═════ Raw data

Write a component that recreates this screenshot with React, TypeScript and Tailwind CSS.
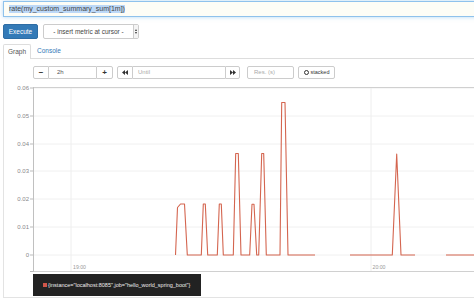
import React from 'react'

const font = { fontFamily: '"Liberation Sans", Arial, sans-serif' }

const yTicks = [
  { y: 88, label: '0.06' },
  { y: 116, label: '0.05' },
  { y: 144, label: '0.04' },
  { y: 171, label: '0.03' },
  { y: 199, label: '0.02' },
  { y: 227, label: '0.01' },
  { y: 255, label: '0' },
]

const series = [
  'M175.5,255 L177.5,207.5 L180.5,204 L184.5,204 L187.3,255 L201.3,255 L203.3,204 L205.3,204 L207.7,255 L217.3,255 L219.3,204 L221.3,204 L223.3,255 L233.3,255 L235.7,153.5 L238.3,153.5 L241,255 L249.7,255 L252,204.3 L254,204.3 L256.7,255 L258.7,255 L261.7,153.5 L263.7,153.5 L266.3,255 L280,255 L281.7,102.5 L285,102.5 L288,255 L315,255',
  'M350,255 L392.3,255 L396.7,154 L401,255 L415,255',
  'M446,255 L480,255',
]

function Backward(): React.JSX.Element {
  return (
    <svg width="6" height="5" viewBox="0 0 6 5">
      <path d="M3 0 L0 2.5 L3 5 Z M6 0 L3 2.5 L6 5 Z" fill="#333" />
    </svg>
  )
}

function Forward(): React.JSX.Element {
  return (
    <svg width="6" height="5" viewBox="0 0 6 5">
      <path d="M0 0 L3 2.5 L0 5 Z M3 0 L6 2.5 L3 5 Z" fill="#333" />
    </svg>
  )
}

function Chart(): React.JSX.Element {
  return (
    <svg width="470" height="195" viewBox="4 79 470 195" className="block" style={font}>
      {yTicks.map((t) => (
        <g key={t.label}>
          <line x1="33" x2="474" y1={t.y} y2={t.y} stroke="#f0f0f0" strokeWidth="1" />
          <line x1="30" x2="33" y1={t.y} y2={t.y} stroke="#aaa" strokeWidth="0.8" />
          <text x="29" y={t.y + 2} fontSize="6" fill="#888" textAnchor="end">
            {t.label}
          </text>
        </g>
      ))}
      <line x1="71" x2="71" y1="87" y2="271" stroke="#eeeeee" strokeWidth="1" />
      <line x1="371" x2="371" y1="87" y2="271" stroke="#eeeeee" strokeWidth="1" />
      <text x="73" y="269" fontSize="5.2" fill="#999">19:00</text>
      <text x="372.5" y="269" fontSize="5.2" fill="#999">20:00</text>
      <line x1="33" x2="474" y1="87.5" y2="87.5" stroke="#d0d0d0" strokeWidth="1" />
      <line x1="33" x2="474" y1="271.5" y2="271.5" stroke="#d0d0d0" strokeWidth="1" />
      <line x1="33.5" x2="33.5" y1="87" y2="272" stroke="#c0c0c0" strokeWidth="1" />
      <line x1="30" x2="33" y1="271.5" y2="271.5" stroke="#aaa" strokeWidth="0.8" />
      {series.map((d, i) => (
        <path key={i} d={d} fill="none" stroke="#d4654f" strokeWidth="1.1" strokeLinejoin="round" />
      ))}
    </svg>
  )
}

export default function App(): React.JSX.Element {
  return (
    <div className="w-[474px] h-[300px] overflow-hidden bg-white text-[#333]" style={font}>
      <div className="w-[520px] pl-[3px] pt-px">
        <div className="h-[16px] border border-[#8fc2ec] bg-[#fdfdf6] shadow-[0_0_4px_rgba(102,175,233,0.5)] flex items-center pl-[5px]">
          <span className="bg-[#bcd8f7] text-[7px] leading-[8px] text-[#444]">rate(my_custom_summary_sum[1m])</span>
        </div>

        <div className="mt-[7px] flex gap-[5px]">
          <button className="w-[35px] h-[15px] bg-[#337ab7] border border-[#2e6da4] rounded-[2px] text-white text-[6.5px] flex items-center justify-center">
            Execute
          </button>
          <div className="w-[96px] h-[15px] border border-[#ccc] rounded-[2px] bg-white flex items-center">
            <span className="flex-1 text-center text-[6.5px] text-[#444]">- insert metric at cursor -</span>
            <div className="w-[5px] h-[13px] border-l border-[#ccc] flex flex-col items-center justify-center gap-px bg-[#f4f4f4]">
              <div className="w-0 h-0 border-x-[1.5px] border-x-transparent border-b-[2px] border-b-[#333]" />
              <div className="w-0 h-0 border-x-[1.5px] border-x-transparent border-t-[2px] border-t-[#333]" />
            </div>
          </div>
        </div>

        <div className="mt-[5px] flex items-end h-[15px]">
          <div className="w-[28px] h-[15px] border border-b-0 border-[#ddd] rounded-t-[2px] bg-white flex items-center justify-center text-[6.5px] text-[#555]">
            Graph
          </div>
          <div className="flex-1 h-[15px] border-b border-[#ddd] flex items-center pl-[6px] text-[6.5px] text-[#337ab7]">
            Console
          </div>
        </div>

        <div className="border-l border-b border-[#e3e3e3] pt-[7px] pb-px">
          <div className="ml-[29px] flex h-[13px] text-[6px]">
            <div className="flex">
              <button className="w-[16px] h-[13px] border border-[#ccc] rounded-l-[2px] bg-white flex items-center justify-center font-bold text-[8px] leading-none">
                −
              </button>
              <div className="w-[47px] h-[13px] border-y border-[#ccc] bg-white flex items-center pl-[8px] text-[#555]">2h</div>
              <button className="w-[17px] h-[13px] border border-[#ccc] rounded-r-[2px] bg-white flex items-center justify-center font-bold text-[8px] leading-none">
                +
              </button>
            </div>
            <div className="flex ml-[4px]">
              <button className="w-[16px] h-[13px] border border-[#ccc] rounded-l-[2px] bg-white flex items-center justify-center">
                <Backward />
              </button>
              <div className="w-[92px] h-[13px] border-y border-[#ccc] bg-white flex items-center pl-[5px] text-[#aaa]">Until</div>
              <button className="w-[15px] h-[13px] border border-[#ccc] rounded-r-[2px] bg-white flex items-center justify-center">
                <Forward />
              </button>
            </div>
            <div className="ml-[7px] w-[47px] h-[13px] border border-[#ccc] rounded-[2px] bg-white flex items-center pl-[6px] text-[#aaa]">
              Res. (s)
            </div>
            <button className="ml-[4px] w-[37px] h-[13px] border border-[#ccc] rounded-[2px] bg-white flex items-center justify-center gap-[2px] text-[5.5px] text-[#333]">
              <span className="w-[5px] h-[5px] rounded-full border border-[#333]" />
              stacked
            </button>
          </div>

          <Chart />

          <div className="ml-[29px] w-[168px] h-[22px] bg-[#222] flex items-center pl-[10px] gap-[1px]">
            <span className="w-[4px] h-[4px] bg-[#d0564a]" />
            <span className="text-[5.5px] text-[#eee] whitespace-nowrap">
              {'{instance="localhost:8085",job="hello_world_spring_boot"}'}
            </span>
          </div>
        </div>
      </div>
    </div>
  )
}
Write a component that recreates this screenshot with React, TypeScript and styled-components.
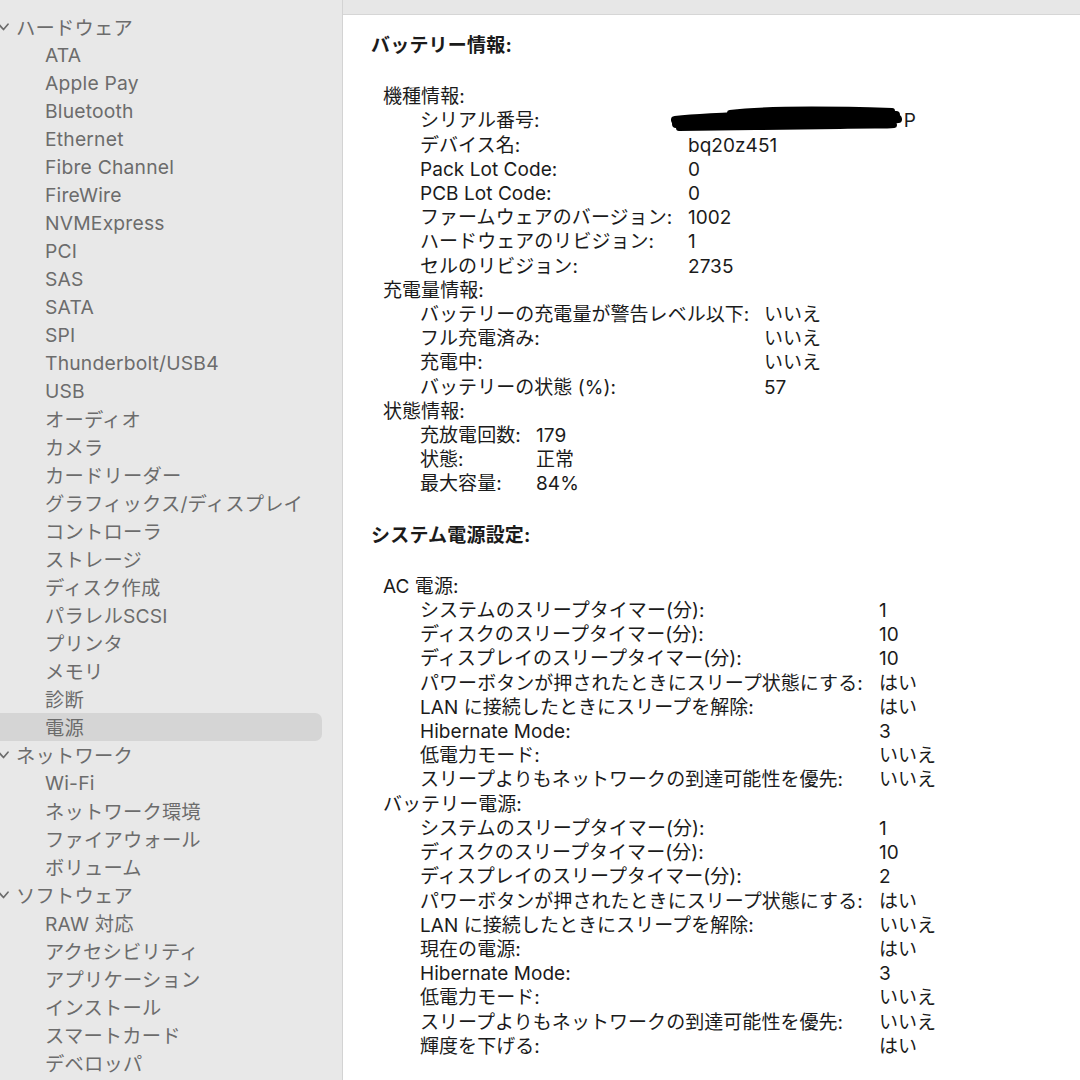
import styled, { createGlobalStyle } from "styled-components";

const GlobalStyle = createGlobalStyle`
  html, body {
    margin: 0;
    padding: 0;
    background: #ffffff;
  }
  body {
    font-family: Inter, "Noto Sans", "Noto Sans CJK JP", sans-serif;
    -webkit-font-smoothing: antialiased;
  }
`;

const Window = styled.div`
  display: grid;
  grid-template-columns: 343px 1fr;
  width: 1080px;
  height: 1080px;
  overflow: hidden;
`;

const Sidebar = styled.div`
  background: #e8e8e8;
  border-right: 1px solid #d3d3d3;
  padding-top: 13px;
  display: flex;
  flex-direction: column;
`;

const SideRow = styled.div<{ $selected?: boolean; $heading?: boolean }>`
  height: 28px;
  display: flex;
  align-items: center;
  gap: 7px;
  padding-left: ${(p) => (p.$heading ? "0" : "45px")};
  margin-right: 20px;
  border-radius: 0 7px 7px 0;
  background: ${(p) => (p.$selected ? "#d5d5d5" : "transparent")};
  color: #6c6c6c;
  font-size: 19.3px;
  letter-spacing: 0.2px;
  white-space: nowrap;
`;

const Chevron = styled.svg`
  width: 9px;
  height: 8px;
  flex: none;
`;

const Main = styled.div`
  display: flex;
  flex-direction: column;
  background: #ffffff;
`;

const TopStrip = styled.div`
  height: 14px;
  flex: none;
  background: #e7e7e7;
  border-bottom: 1px solid #d6d6d6;
`;

const Content = styled.div`
  padding: 19px 0 0 28px;
  color: #1b1b1b;
  font-size: 19px;
  letter-spacing: 0.05px;
  line-height: 24.2px;
`;

const SectionTitle = styled.div`
  font-weight: 700;
  margin-bottom: 27px;
  letter-spacing: 0.2px;
`;

const Section = styled.div`
  margin-bottom: 27px;
`;

const GroupTitle = styled.div`
  padding-left: 12px;
`;

const Grid = styled.div<{ $labelWidth: number }>`
  display: grid;
  grid-template-columns: ${(p) => p.$labelWidth}px auto;
  padding-left: 49px;
  white-space: nowrap;
`;

const Label = styled.div``;

const Value = styled.div``;

const Redacted = styled.span`
  position: relative;
  display: inline-block;
  width: 228px;
  text-align: right;
`;

const Scribble = styled.svg`
  position: absolute;
  left: -18px;
  top: -4px;
  width: 240px;
  height: 30px;
`;

type Row = [string, string];
type Group = { title: string; labelWidth: number; rows: Row[] };
type Sec = { title: string; groups: Group[] };

const hardware = [
  "ATA",
  "Apple Pay",
  "Bluetooth",
  "Ethernet",
  "Fibre Channel",
  "FireWire",
  "NVMExpress",
  "PCI",
  "SAS",
  "SATA",
  "SPI",
  "Thunderbolt/USB4",
  "USB",
  "オーディオ",
  "カメラ",
  "カードリーダー",
  "グラフィックス/ディスプレイ",
  "コントローラ",
  "ストレージ",
  "ディスク作成",
  "パラレルSCSI",
  "プリンタ",
  "メモリ",
  "診断",
  "電源",
];

const network = ["Wi-Fi", "ネットワーク環境", "ファイアウォール", "ボリューム"];

const software = [
  "RAW 対応",
  "アクセシビリティ",
  "アプリケーション",
  "インストール",
  "スマートカード",
  "デベロッパ",
];

const sections: Sec[] = [
  {
    title: "バッテリー情報:",
    groups: [
      {
        title: "機種情報:",
        labelWidth: 268,
        rows: [
          ["シリアル番号:", "__REDACTED__"],
          ["デバイス名:", "bq20z451"],
          ["Pack Lot Code:", "0"],
          ["PCB Lot Code:", "0"],
          ["ファームウェアのバージョン:", "1002"],
          ["ハードウェアのリビジョン:", "1"],
          ["セルのリビジョン:", "2735"],
        ],
      },
      {
        title: "充電量情報:",
        labelWidth: 344,
        rows: [
          ["バッテリーの充電量が警告レベル以下:", "いいえ"],
          ["フル充電済み:", "いいえ"],
          ["充電中:", "いいえ"],
          ["バッテリーの状態 (%):", "57"],
        ],
      },
      {
        title: "状態情報:",
        labelWidth: 116,
        rows: [
          ["充放電回数:", "179"],
          ["状態:", "正常"],
          ["最大容量:", "84%"],
        ],
      },
    ],
  },
  {
    title: "システム電源設定:",
    groups: [
      {
        title: "AC 電源:",
        labelWidth: 459,
        rows: [
          ["システムのスリープタイマー(分):", "1"],
          ["ディスクのスリープタイマー(分):", "10"],
          ["ディスプレイのスリープタイマー(分):", "10"],
          ["パワーボタンが押されたときにスリープ状態にする:", "はい"],
          ["LAN に接続したときにスリープを解除:", "はい"],
          ["Hibernate Mode:", "3"],
          ["低電力モード:", "いいえ"],
          ["スリープよりもネットワークの到達可能性を優先:", "いいえ"],
        ],
      },
      {
        title: "バッテリー電源:",
        labelWidth: 459,
        rows: [
          ["システムのスリープタイマー(分):", "1"],
          ["ディスクのスリープタイマー(分):", "10"],
          ["ディスプレイのスリープタイマー(分):", "2"],
          ["パワーボタンが押されたときにスリープ状態にする:", "はい"],
          ["LAN に接続したときにスリープを解除:", "いいえ"],
          ["現在の電源:", "はい"],
          ["Hibernate Mode:", "3"],
          ["低電力モード:", "いいえ"],
          ["スリープよりもネットワークの到達可能性を優先:", "いいえ"],
          ["輝度を下げる:", "はい"],
        ],
      },
    ],
  },
];

function Heading({ text }: { text: string }) {
  return (
    <SideRow $heading>
      <Chevron viewBox="0 0 9 8">
        <path
          d="M-1 1.5 L3.5 6.5 L8 1.2"
          fill="none"
          stroke="#6c6c6c"
          strokeWidth="1.7"
          strokeLinecap="round"
          strokeLinejoin="round"
        />
      </Chevron>
      {text}
    </SideRow>
  );
}

// marker scribble over the serial number, only the trailing "P" shows
function SerialValue() {
  return (
    <Redacted>
      P
      <Scribble viewBox="0 0 240 30">
        <g fill="none" stroke="#000" strokeLinecap="round">
          <path d="M5 15 C40 11 90 10 130 9 C170 8 205 9 226 10" strokeWidth="8" />
          <path d="M6 19 C50 16 110 17 160 15 C195 14 215 16 228 14" strokeWidth="8" />
          <path d="M9 23 C60 22 120 22 170 21 C200 20 215 21 224 20" strokeWidth="6" />
          <path d="M60 8 C100 3 160 4 222 6" strokeWidth="6" />
          <path d="M30 12 C90 12 170 11 218 12" strokeWidth="5" />
        </g>
      </Scribble>
    </Redacted>
  );
}

export default function App() {
  return (
    <>
      <GlobalStyle />
      <Window>
        <Sidebar>
          <Heading text="ハードウェア" />
          {hardware.map((item) => (
            <SideRow key={item} $selected={item === "電源"}>
              {item}
            </SideRow>
          ))}
          <Heading text="ネットワーク" />
          {network.map((item) => (
            <SideRow key={item}>{item}</SideRow>
          ))}
          <Heading text="ソフトウェア" />
          {software.map((item) => (
            <SideRow key={item}>{item}</SideRow>
          ))}
        </Sidebar>
        <Main>
          <TopStrip />
          <Content>
            {sections.map((sec) => (
              <div key={sec.title}>
                <SectionTitle>{sec.title}</SectionTitle>
                <Section>
                  {sec.groups.map((g) => (
                    <div key={g.title}>
                      <GroupTitle>{g.title}</GroupTitle>
                      <Grid $labelWidth={g.labelWidth}>
                        {g.rows.map(([label, value], i) => (
                          <>
                            <Label key={`l${i}`}>{label}</Label>
                            <Value key={`v${i}`}>
                              {value === "__REDACTED__" ? <SerialValue /> : value}
                            </Value>
                          </>
                        ))}
                      </Grid>
                    </div>
                  ))}
                </Section>
              </div>
            ))}
          </Content>
        </Main>
      </Window>
    </>
  );
}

══════════

Scan the lines above for "with", then copy every one that has it.

Write a component that recreates this screenshot with React, TypeScript and Tailwind CSS.
Write a component that recreates this screenshot with React, TypeScript and styled-components.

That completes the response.